The answer, of course, is no. But they were hopeful back then and they are hopeful now because, as he has demonstrated over the past three seasons, Hal Steinbrenner is not George Steinbrenner.
That doesn't mean he doesn't care if he wins or not -- in fact, with the massive debt service to be managed on the new ballpark, the financial pressure on the son to field a winner may be greater even than the psychological pressure to win that tortured his father, who turned it on everyone else -- just that he is motivated to find a more cost-effective way to do it.
Now, Cashman says, when the Yankees say no, it will mean no. Not maybe, not yes and certainly not "we want you so badly we'll bid against ourselves to get you," as was often the case when The Boss was in charge.

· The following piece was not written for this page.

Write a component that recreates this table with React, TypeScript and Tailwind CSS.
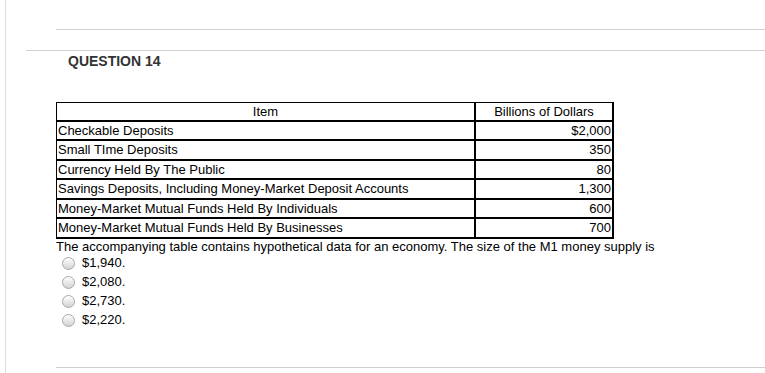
import React from "react";

const rows: [string, string][] = [
  ["Checkable Deposits", "$2,000"],
  ["Small TIme Deposits", "350"],
  ["Currency Held By The Public", "80"],
  ["Savings Deposits, Including Money-Market Deposit Accounts", "1,300"],
  ["Money-Market Mutual Funds Held By Individuals", "600"],
  ["Money-Market Mutual Funds Held By Businesses", "700"],
];

const options = ["$1,940.", "$2,080.", "$2,730.", "$2,220."];

export default function App() {
  return (
    <div className="w-[765px] h-[373px] bg-white overflow-hidden font-['Liberation_Sans',Arial,sans-serif] text-black">
      <div className="ml-[5px] h-full border-l border-[#dedede] pt-[29px] flex flex-col">
        <div className="ml-[50px] border-t border-[#cfcfcf]" />
        <div className="mt-[20px] ml-[20px] border-t border-[#cfcfcf]" />
        <div className="ml-[50px] flex flex-col">
          <h2 className="ml-[12px] mt-[2px] text-[14px] leading-[17px] font-bold text-[#333]">
            QUESTION 14
          </h2>
          <div className="mt-[32px] w-[558px] border-t border-l border-r-2 border-black text-[13px] leading-[17.5px]">
            <div className="flex border-b-2 border-black h-[18.5px] leading-[17px]">
              <div className="w-[419px] border-r-2 border-black text-center">Item</div>
              <div className="flex-1 text-center">Billions of Dollars</div>
            </div>
            {rows.map(([item, val]) => (
              <div key={item} className="flex border-b-2 border-black h-[19.5px]">
                <div className="w-[419px] border-r-2 border-black pl-[1px] whitespace-nowrap">{item}</div>
                <div className="flex-1 text-right pr-[1px]">{val}</div>
              </div>
            ))}
          </div>
          <p className="text-[13px] leading-[15px] whitespace-nowrap">
            The accompanying table contains hypothetical data for an economy. The size of the M1 money supply is
          </p>
          <div className="flex flex-col">
            {options.map((o) => (
              <label key={o} className="flex items-center h-[19px] pl-[6px] text-[13px]">
                <span className="w-[13px] h-[13px] rounded-full border border-[#a8a8a8] bg-gradient-to-b from-[#ffffff] to-[#d3d3d3]" />
                <span className="ml-[7px]">{o}</span>
              </label>
            ))}
          </div>
        </div>
        <div className="mt-[37px] ml-[50px] border-t border-[#cfcfcf]" />
      </div>
    </div>
  );
}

"For years, we've acted a certain way and it's hard to change the perception," he said. "You see that we've been a lot more disciplined, a lot more conservative, a lot more deliberate. But you've also seen us deviate from that, and make independent decisions that might be outside of the long-term plan, a short-term decision."
Rafael Soriano was one that Cashman publicly disagreed with, on the grounds that it makes no sense to pay a setup man like a closer, especially when you already have the best closer ever to play the game and a perfectly good, and affordable, setup in David Robertson.
Kuroda was another, but one that Cashman argued for, since his one-year, $10 million deal will be off the books long before the threshold kicks in.
The real test, of course, will come if the young pitchers fail to become what the Yankees need them to be, or if some of the big names with the big contracts get hurt, or the team starts to fall out of the race. What if the clock turns back to 1991 and it gets harder and harder to feed the beast that is Yankee Stadium?
At that point, will Hal Steinbrenner stay the course of comparative fiscal austerity? Or will he declare, as his father undoubtedly would have, "Damn the luxury tax and to blazes with the revenue-sharing rebate! Full speed ahead!"?
As the profits fall, will the checkbook re-open?
"You can go in with an idea," Cashman said, "But they're willing to adjust on the run at the same time, based on a lot of factors."
Based on history alone, the biggest factor of all will be the number of wins the team puts up. Efficient roster management may be the catchphrase of the moment, but for the New York Yankees, a return to financial insanity is always a viable option.